I agree with those who have advised involving the police, just so it's logged and they can warn him off.
Yet another vote for informing the police. It's quite likely that this man already has form for stalking/harassment: people don't suddenly start behaving like this after having lived ordinary harmless lives.
And do talk to whoever's in charge of the hobby group, as it's also possible that you are not the only woman within the group who has had trouble with him.
Unfortunately it is possible that the group leaders will be unhelpful; there is, sadly, a culture in some groups of defending predatory men and telling women to stop making a fuss. However, if he has not been involved with this group for very long they might decide it's not worth the hassle of allowing him to remain a member. Or, of course, they might be lovely people who kick him out immediately.
Best of luck and remember none of it is your fault.
What a strange, and very frightening, man
he sounds unstable, OP, and I second (or twentieth) the suggestion that you speak to the police
What he is doing has finally been acknowledged as a crime and he deserves to be punished for it
"It's quite likely that this man already has form for stalking/harassment: people don't suddenly start behaving like this after having lived ordinary harmless lives."
If anyone is interested or has this problem Gavin De Becker's Gift of Fear is very good on stalkers and what to do about them. It is mainly US based but the same principles apply.
SolidGoldBrass, you've hit the nail upon the head there. He does have form for this as it turns out.
I have spoken to some of the others and there are at least 2 meetings at which he's persona non grata. So I'll be attending those and will give serious consideration to contacting the police.
Will check out that book, thanks for the tip.
Can you get a restraining order so he can't go to the activity and you can? He has tried to drive you out. Maybe a warning will be enough but I would involve the police.
I would as well, even if just ringing the 101 number to ask for their advice. Because:
1. They might have some good advice that we haven't thought of that would help and reassure you
2. If he does continue to harass you, you are starting to build up evidence of his behaviour. Which you might need.

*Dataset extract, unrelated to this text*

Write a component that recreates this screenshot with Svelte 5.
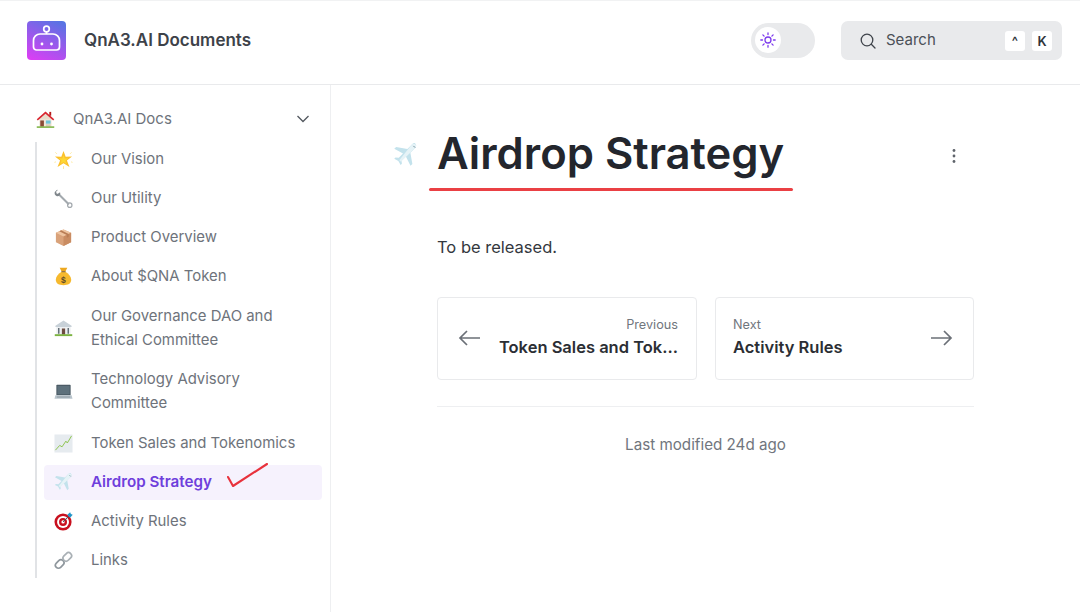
<script>
  const items = [
    { icon: 'star', label: 'Our Vision' },
    { icon: 'wrench', label: 'Our Utility' },
    { icon: 'box', label: 'Product Overview' },
    { icon: 'money', label: 'About $QNA Token' },
    { icon: 'bank', label: 'Our Governance DAO and Ethical Committee', extra: 'top' },
    { icon: 'laptop', label: 'Technology Advisory Committee', extra: 'bottom' },
    { icon: 'chart', label: 'Token Sales and Tokenomics' },
    { icon: 'plane', label: 'Airdrop Strategy', active: true },
    { icon: 'target', label: 'Activity Rules' },
    { icon: 'link', label: 'Links' }
  ];
</script>

{#snippet emoji(name)}
  <svg class="emoji" viewBox="0 0 20 20" aria-hidden="true">
    {#if name === 'house'}
      <rect x="3.500" y="8" width="13" height="9.500" fill="#f3e9dc"/>
      <path d="M10 3.600 16.500 9v1h-13V9z" fill="#e8dccb"/>
      <path d="M.8 9.800 10 1.500l9.200 8.300-1.100 1.200L10 3.900 1.900 11z" fill="#d9252f"/>
      <rect x="14" y="2" width="2" height="4" fill="#b71c1c"/>
      <rect x="4.500" y="11" width="3.800" height="6.500" fill="#8a4b36"/>
      <rect x="10.400" y="11" width="5" height="3.400" fill="#6fc3d8"/>
      <rect x="10.400" y="15" width="5" height="2.500" fill="#d8cbb8"/>
      <rect x=".8" y="17.200" width="18.400" height="1.600" fill="#7cb342"/>
    {:else if name === 'star'}
      <path d="M10 1 12.300 7.200 19 6.800 13.600 11 16.300 18 10 14 3.700 18 6.400 11 1 6.800 7.700 7.200z" fill="#fbc02d"/>
      <path d="M10 5.500 11.300 9l3.700-.2-3 2.400 1.400 3.600L10 12.700l-3.400 2.100L8 11.200 5 8.800l3.700.2z" fill="#fdd835"/>
      <path d="M10 17v3M1.500 2.500l1.500 1.500M18.500 2.500 17 4M.5 13l1.500-.5M19.500 13l-1.500-.5" stroke="#fde68a" stroke-width=".9"/>
    {:else if name === 'wrench'}
      <path d="M5 5.500 15 15.500" stroke="#a3a9ae" stroke-width="2.200" stroke-linecap="round"/>
      <path d="M.8 3.200 3.200.8 4 1l-1.800 2 .5 1.700 1.700.5L6.200 3.400l.4.800c.3 2.500-1.800 4-4 3.200C1 6.700.3 5 .8 3.200z" fill="#7f868b"/>
      <circle cx="16.600" cy="17" r="2.300" fill="none" stroke="#a3a9ae" stroke-width="1.300"/>
    {:else if name === 'box'}
      <path d="M10 1.500 18 5v10l-8 4-8-4V5z" fill="#d9a27a"/>
      <path d="M2 5l8 4 8-4-8-3.500z" fill="#eec4a0"/>
      <path d="M10 9v10l8-4V5z" fill="#c98c62"/>
      <path d="M5.500 3.300l8 4v3l2-1v-3l-8-3.900z" fill="#b97d55"/>
    {:else if name === 'money'}
      <path d="M6 .8h8l-2 4h-4z" fill="#eda81f"/>
      <path d="M7.600 5.200h4.800c3.200 2 5.700 5 5.700 8.300 0 4-3.500 5.700-8.100 5.700s-8.100-1.700-8.100-5.700c0-3.300 2.500-6.300 5.700-8.300z" fill="#f6b92e"/>
      <rect x="7.800" y="4.300" width="4.400" height="1.200" fill="#8d6e3f"/>
      <text x="10" y="16.500" font-size="9" font-weight="700" text-anchor="middle" fill="#5d4a2a" font-family="Liberation Sans, sans-serif">$</text>
    {:else if name === 'bank'}
      <path d="M10 1.500 18.500 7v1.500h-17V7z" fill="#c8d1d8"/>
      <rect x="2.500" y="8.500" width="15" height="8" fill="#eceff1"/>
      <path d="M5 9.500v6M15 9.500v6" stroke="#5f6b74" stroke-width="1.500"/>
      <rect x="8.300" y="10" width="3.400" height="6.500" fill="#6d4c41"/>
      <rect x=".8" y="16" width="18.400" height="2" fill="#7cb342"/>
    {:else if name === 'laptop'}
      <rect x="2.500" y="3" width="15" height="11" rx=".7" fill="#46565f"/>
      <rect x="3.500" y="4" width="13" height="9" fill="#5e717c"/>
      <path d="M1.500 14h17l1 3.500H.5z" fill="#b8c4cc"/>
      <path d="M3 15.200h14M3 16.300h14" stroke="#87959e" stroke-width=".5"/>
    {:else if name === 'chart'}
      <rect x=".5" y=".5" width="19" height="19" fill="#e6ebef"/>
      <path d="M1.500 17 6 12l2.500 1.500 4-6 1.500 2L18.500 2" fill="none" stroke="#8bc34a" stroke-width="1"/>
    {:else if name === 'plane'}
      <path d="M18.300 1.400c.5.600.2 1.700-.8 2.700l-3.600 3.600 1.600 9-1.500 1.500-3.800-7.600-3.400 3.400.3 2.600-1 1-1.800-3.300-3.300-1.800 1-1 2.600.3 3.400-3.400L1 4.600l1.500-1.500 9 1.600 3.600-3.600c1-1 2.200-1.300 2.700-.7z" fill="#c3e2ec"/>
      <path d="M18.300 1.400c.5.600.2 1.700-.8 2.700L6.400 15 5 13.700 15.100 1.100c1-1 2.700-.3 3.200.3z" fill="#e6f3f7"/>
      <path d="M16.300 2.300l1.400 1.400" stroke="#5f7f8c" stroke-width=".7"/>
    {:else if name === 'target'}
      <circle cx="9.500" cy="10.500" r="9" fill="#c8101e"/>
      <circle cx="9.500" cy="10.500" r="6.300" fill="#fff"/>
      <circle cx="9.500" cy="10.500" r="4.200" fill="#c8101e"/>
      <circle cx="9.500" cy="10.500" r="1.700" fill="#fff"/>
      <path d="M9.500 10.500 16 4" stroke="#455a64" stroke-width="1"/>
      <path d="M14 3 17 .3 17.800 2.200 19.700 3 17 6z" fill="#2196c9"/>
    {:else if name === 'link'}
      <rect x="1" y="10.500" width="10" height="6.400" rx="3.200" transform="rotate(-45 6 13.700)" fill="none" stroke="#8f979d" stroke-width="1.800"/>
      <rect x="9" y="3" width="10" height="6.400" rx="3.200" transform="rotate(-45 14 6.200)" fill="none" stroke="#a9b0b5" stroke-width="1.800"/>
    {/if}
  </svg>
{/snippet}

<div class="page">
  <header class="topbar">
    <div class="brand">
      <span class="logo">
        <svg viewBox="0 0 39 39" width="39" height="39" fill="none" stroke="#fff" stroke-width="1.700" aria-hidden="true">
          <circle cx="19.500" cy="8" r="2.800"/>
          <path d="M19.500 11v2"/>
          <path d="M13 13h13a6.500 6.500 0 0 1 6.500 6.500V26a3 3 0 0 1-3 3H9.500a3 3 0 0 1-3-3v-6.500A6.500 6.500 0 0 1 13 13z"/>
          <circle cx="15" cy="23" r="1.400" fill="#fff" stroke="none"/>
          <circle cx="24.500" cy="23" r="1.400" fill="#fff" stroke="none"/>
        </svg>
      </span>
      <span class="brand-name">QnA3.AI Documents</span>
    </div>
    <div class="tools">
      <div class="toggle">
        <span class="knob">
          <svg viewBox="0 0 16 16" width="16" height="16" fill="none" stroke="#7c3aed" stroke-width="1.300" stroke-linecap="round" aria-hidden="true">
            <circle cx="8" cy="8" r="3"/>
            <path d="M8 .8v1.700M8 13.500v1.700M.8 8h1.700M13.500 8h1.700M2.900 2.900l1.200 1.200M11.900 11.900l1.200 1.200M2.900 13.100l1.200-1.200M11.900 4.100l1.200-1.200"/>
          </svg>
        </span>
      </div>
      <div class="search">
        <svg viewBox="0 0 16 16" width="16" height="16" fill="none" stroke="#3f444b" stroke-width="1.300" stroke-linecap="round" aria-hidden="true">
          <circle cx="7" cy="7" r="5.800"/>
          <path d="m11.300 11.300 3.700 3.700"/>
        </svg>
        <span class="search-label">Search</span>
        <span class="kbd">^</span>
        <span class="kbd">K</span>
      </div>
    </div>
  </header>

  <div class="body">
    <aside class="sidebar">
      <div class="root-row">
        {@render emoji('house')}
        <span class="root-label">QnA3.AI Docs</span>
        <svg class="chev" viewBox="0 0 14 8" width="14" height="8" fill="none" stroke="#53585f" stroke-width="1.300" aria-hidden="true"><path d="m1.500 1 5.500 5.500L12.500 1"/></svg>
      </div>
      <ul class="tree">
        {#each items as item}
          <li class="row" class:active={item.active} class:extra-top={item.extra === 'top'} class:extra-bottom={item.extra === 'bottom'}>
            {@render emoji(item.icon)}
            <span>{item.label}</span>
          </li>
        {/each}
      </ul>
    </aside>

    <main class="main">
      <div class="title-row">
        <span class="title-emoji">{@render emoji('plane')}</span>
        <h1>Airdrop Strategy</h1>
        <svg class="more" viewBox="0 0 4 16" width="4" height="16" fill="#5f646b" aria-hidden="true">
          <circle cx="2" cy="2.500" r="1.400"/><circle cx="2" cy="8" r="1.400"/><circle cx="2" cy="13.500" r="1.400"/>
        </svg>
      </div>
      <p class="lead">To be released.</p>
      <div class="pager">
        <div class="card prev">
          <svg viewBox="0 0 22 16" width="22" height="16" fill="none" stroke="#6b7077" stroke-width="1.700" aria-hidden="true"><path d="M22 8H2M9 1 2 8l7 7"/></svg>
          <div class="card-text">
            <small>Previous</small>
            <strong>Token Sales and Tok...</strong>
          </div>
        </div>
        <div class="card next">
          <div class="card-text">
            <small>Next</small>
            <strong>Activity Rules</strong>
          </div>
          <svg viewBox="0 0 22 16" width="22" height="16" fill="none" stroke="#6b7077" stroke-width="1.700" aria-hidden="true"><path d="M0 8h20M13 1l7 7-7 7"/></svg>
        </div>
      </div>
      <div class="modified">Last modified 24d ago</div>
    </main>
  </div>

  <span class="underline"></span>
  <svg class="check" viewBox="0 0 42 26" width="42" height="26" fill="none" stroke="#e8323c" stroke-width="2.100" stroke-linecap="round" stroke-linejoin="round" aria-hidden="true"><path d="M1 14l5 9L40 1"/></svg>
</div>

<style>
  :global(body) {
    margin: 0;
    background: #fff;
  }
  .page {
    position: relative;
    width: 1080px;
    height: 612px;
    overflow: hidden;
    font-family: Inter, "Noto Sans", sans-serif;
    color: #25282e;
    background: #fff;
  }
  .topbar {
    box-sizing: border-box;
    height: 85px;
    display: flex;
    align-items: center;
    justify-content: space-between;
    padding: 0 18px 4px 27px;
    border-top: 1px solid #f1f2f3;
    border-bottom: 1px solid #e9eaec;
  }
  .brand, .tools {
    display: flex;
    align-items: center;
  }
  .brand { gap: 18px; }
  .tools { gap: 26px; }
  .logo {
    display: block;
    width: 39px;
    height: 39px;
    border-radius: 4px;
    background: linear-gradient(205deg, #4f77e2, #e13cf5);
  }
  .logo svg { display: block; }
  .brand-name {
    font-size: 17px;
    font-weight: 600;
    color: #3d4249;
    position: relative;
    top: -1px;
  }
  .toggle {
    box-sizing: border-box;
    width: 64px;
    height: 35px;
    padding: 4px;
    border-radius: 18px;
    background: #e9eaec;
  }
  .knob {
    display: flex;
    align-items: center;
    justify-content: center;
    width: 26px;
    height: 26px;
    border-radius: 50%;
    background: #fff;
  }
  .search {
    box-sizing: border-box;
    width: 221px;
    height: 39px;
    display: flex;
    align-items: center;
    padding: 0 10px 0 19px;
    border-radius: 7px;
    background: #e9eaec;
    color: #4b5057;
    font-size: 15px;
  }
  .search-label {
    margin-left: 10px;
    margin-right: auto;
    position: relative;
    top: -1px;
  }
  .kbd {
    width: 20px;
    height: 20px;
    margin-left: 7px;
    display: flex;
    align-items: center;
    justify-content: center;
    border-radius: 3px;
    background: #fff;
    color: #30343a;
    font-size: 13px;
    font-weight: 600;
  }
  .body {
    display: flex;
    height: 527px;
  }
  .sidebar {
    box-sizing: border-box;
    width: 331px;
    padding: 16.500px 8px 0 35px;
    border-right: 1px solid #eeeff1;
    color: #6e737b;
    font-size: 14.900px;
    line-height: 24px;
  }
  .root-row {
    display: flex;
    align-items: center;
    height: 35px;
    padding-right: 12px;
    margin-bottom: 5px;
  }
  .root-row .emoji { margin-left: 1px; }
  .root-label {
    margin-left: 18px;
    margin-right: auto;
    font-size: 15px;
  }
  .tree {
    list-style: none;
    margin: 0;
    padding: 0 0 0 7px;
    border-left: 2px solid #e1e3e6;
    display: flex;
    flex-direction: column;
    gap: 4px;
  }
  .row {
    display: flex;
    align-items: center;
    gap: 18px;
    padding: 5.500px 8px 5.500px 10px;
    border-radius: 4px;
  }
  .row.extra-top { padding-top: 6.500px; }
  .row.extra-bottom { padding-bottom: 6.500px; }
  .row.active {
    background: #f6f2fd;
    color: #6f3fdc;
    font-size: 15.200px;
    font-weight: 600;
  }
  .emoji {
    flex: none;
    display: block;
    width: 19px;
    height: 19px;
  }
  .main {
    box-sizing: border-box;
    width: 537px;
    margin-left: 106px;
    padding-top: 35px;
  }
  .title-row {
    position: relative;
    display: flex;
    align-items: center;
    height: 68px;
  }
  .title-emoji {
    position: absolute;
    left: -44px;
    top: 23px;
  }
  .title-emoji :global(.emoji) {
    width: 25px;
    height: 25px;
  }
  h1 {
    margin: 0;
    font-size: 43.600px;
    font-weight: 600;
    line-height: 66px;
    color: #23262d;
  }
  .more {
    position: absolute;
    left: 515px;
    top: 28px;
  }
  .lead {
    margin: 0;
    padding-top: 46px;
    font-size: 16.500px;
    line-height: 26px;
    color: #34383e;
  }
  .pager {
    display: grid;
    grid-template-columns: 260px 259px;
    gap: 18px;
    margin-top: 37px;
    padding-bottom: 26px;
    border-bottom: 1px solid #eeeff1;
  }
  .card {
    box-sizing: border-box;
    height: 83px;
    display: flex;
    align-items: center;
    justify-content: space-between;
    padding: 0 20px 2px;
    border: 1px solid #e9eaec;
    border-radius: 4px;
  }
  .card-text {
    display: flex;
    flex-direction: column;
    gap: 1px;
  }
  .prev { padding-right: 18px; }
  .prev .card-text { text-align: right; }
  .next { padding-left: 17px; }
  small {
    font-size: 12.700px;
    line-height: 18px;
    color: #71767d;
  }
  strong {
    font-size: 16.500px;
    font-weight: 600;
    line-height: 24px;
    color: #2b2e34;
  }
  .modified {
    margin-top: 26px;
    text-align: center;
    font-size: 15.200px;
    line-height: 24px;
    color: #71767d;
  }
  .underline {
    position: absolute;
    left: 429px;
    top: 188px;
    width: 364px;
    height: 3px;
    border-radius: 2px;
    background: #ea4044;
  }
  .check {
    position: absolute;
    left: 227px;
    top: 463px;
  }
</style>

Oh so someone who is known to harass people is allowed to attend all bar two meetings per week/month? I really don't think this is on. You need to make it clear to all leaders that you have been subjected to continued harassment at these events. You should be able to attend free of harassment so what are they going to do about it? Your probably not the only person to be subjected to this mans behaviour but speaking up about it as a reasonable request may help other people.
I second the strong suggestion that you speak to the organisers of your meetings to be sure they know what is happening and see if they have given adequate thought to policies that should be in place for this sort of harassment.
An organisation I have an association with had a problem of this sort and although individuals there were very well intentioned indeed, the impression I got was that they had never got themselves together to face the issue decisively. People knew as individuals there was a problem but hadn't approached it as a group. The poor woman felt driven away from the organisation, and lost something that was of great value to her. With hindsight, the group felt devastated by its failures.